High-fidelity simulations also integrate dynamic elements such as occupant schedules, cloud cover changes, and ventilation controls. Yet even the most advanced software relies on the same fundamental inputs of area, U-value, SHGC, and ACH. Using the calculator above for early-stage estimates sets the stage for more detailed tools like EnergyPlus or TRNSYS later on. The workflow mirrors the concept of load diversification: start with peak sensible loads, size chillers or split systems accordingly, and then verify that distribution equipment—ducts, diffusers, and valves—can deliver the calculated cooling at acceptable temperature differentials.

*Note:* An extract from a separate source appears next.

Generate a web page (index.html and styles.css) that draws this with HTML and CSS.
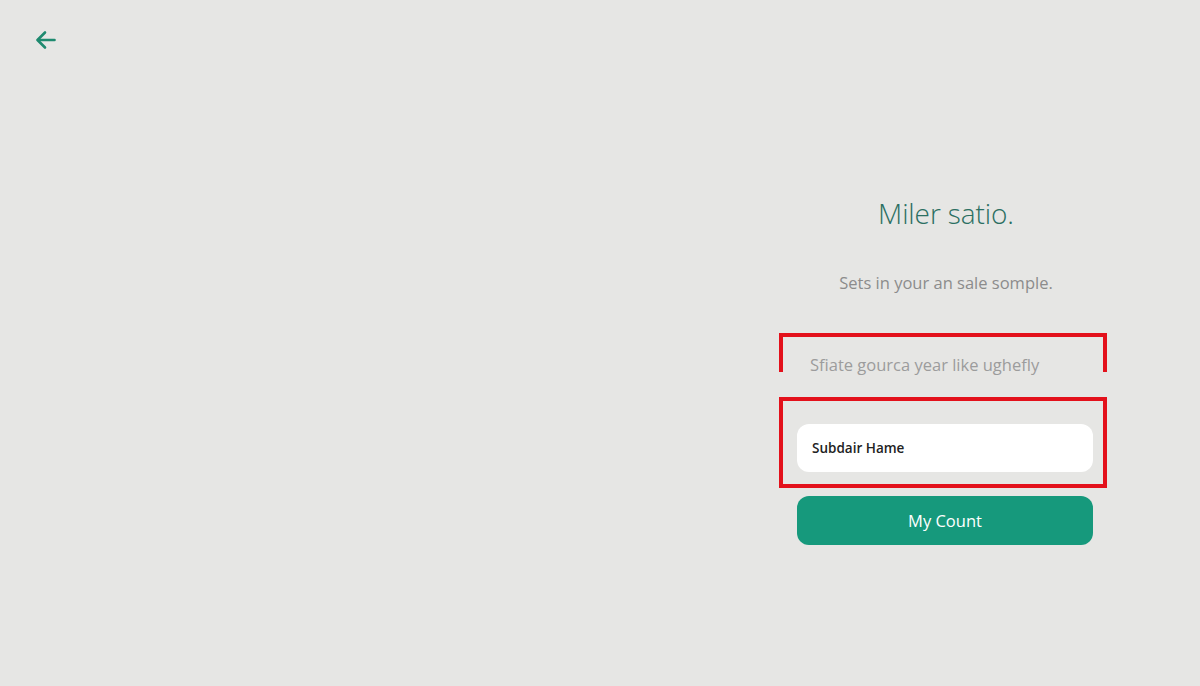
FILE: index.html
```html
<!DOCTYPE html>
<html lang="en">
<head>
<meta charset="utf-8">
<title>Miler satio.</title>
<link rel="stylesheet" href="styles.css">
</head>
<body>
<div class="page">
  <header class="topbar">
    <button class="back" aria-label="Back">
      <svg width="22" height="22" viewBox="0 0 22 22" fill="none" stroke="#1f8a6f" stroke-width="2.6" stroke-linecap="round" stroke-linejoin="round">
        <path d="M19.5 11H3"/>
        <path d="M10 3.5L2.5 11L10 18.5"/>
      </svg>
    </button>
  </header>
  <main class="content">
    <section class="panel">
      <h1 class="title">Miler satio.</h1>
      <p class="subtitle">Sets in your an sale somple.</p>
      <div class="hint-box">
        <p class="hint">Sfiate gourca year like ughefly</p>
      </div>
      <div class="field-box">
        <div class="field">Subdair Hame</div>
      </div>
      <button class="primary">My Count</button>
    </section>
  </main>
</div>
</body>
</html>
```

FILE: styles.css
```css
* { box-sizing: border-box; }
html, body { margin: 0; padding: 0; }
body {
  background: #e6e6e4;
  font-family: "Open Sans", "Noto Sans", sans-serif;
  width: 1200px;
  height: 686px;
  overflow: hidden;
}
.page {
  display: flex;
  flex-direction: column;
  height: 100%;
}
.topbar {
  padding: 28px 0 0 34px;
  height: 60px;
}
.back {
  background: none;
  border: none;
  padding: 0;
  width: 24px;
  height: 24px;
  display: flex;
  align-items: center;
  justify-content: center;
  cursor: pointer;
}
.content {
  display: flex;
  justify-content: flex-end;
  padding-right: 93px;
}
.panel {
  width: 328px;
  margin-top: 135px;
  display: flex;
  flex-direction: column;
}
.title {
  margin: 0;
  text-align: center;
  font-weight: 300;
  font-size: 28px;
  line-height: 36px;
  color: #2b6f62;
  letter-spacing: -0.1px;
  padding-left: 6px;
}
.subtitle {
  margin: 40px 0 0;
  text-align: center;
  font-size: 16.5px;
  line-height: 24px;
  color: #8c8c8c;
  font-weight: 400;
  padding-left: 6px;
}
.hint-box {
  margin-top: 38px;
  height: 39px;
  border-top: 4px solid #e3111b;
  border-left: 4px solid #e3111b;
  border-right: 4px solid #e3111b;
}
.hint {
  margin: 0;
  padding: 17px 0 0 27px;
  font-size: 16.5px;
  line-height: 22px;
  color: #9c9c9c;
  font-weight: 400;
  white-space: nowrap;
}
.field-box {
  margin-top: 25px;
  border: 4px solid #e3111b;
  padding: 23px 10px 12px 14px;
}
.field {
  height: 48px;
  background: #ffffff;
  border-radius: 12px;
  padding-left: 15px;
  display: flex;
  align-items: center;
  font-size: 13.5px;
  font-weight: 600;
  color: #222222;
}
.primary {
  margin: 8px 0 0 18px;
  width: 296px;
  height: 49px;
  border: none;
  border-radius: 12px;
  background: #16997c;
  color: #ffffff;
  font-family: "Open Sans", "Noto Sans", sans-serif;
  font-size: 16.5px;
  cursor: pointer;
}
```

Finally, maintaining documentation of heat gain calculations aids code officials. Many jurisdictions referencing the International Energy Conservation Code require submittals that highlight envelope assumptions, credited shading, and internal gains. Providing annotated spreadsheets or exports from the calculator, along with citations to reputable sources such as EPA green building guidance, signals diligence and accelerates approvals.

By mastering the intertwined components of conduction, solar, internal, and infiltration heat gains, design teams can deliver resilient, efficient buildings that remain comfortable even on design day extremes. Use the interactive calculator for quick iterations, then dive deeper with the research citations and tables above to tailor solutions that align with climate, occupancy profiles, and architectural intent.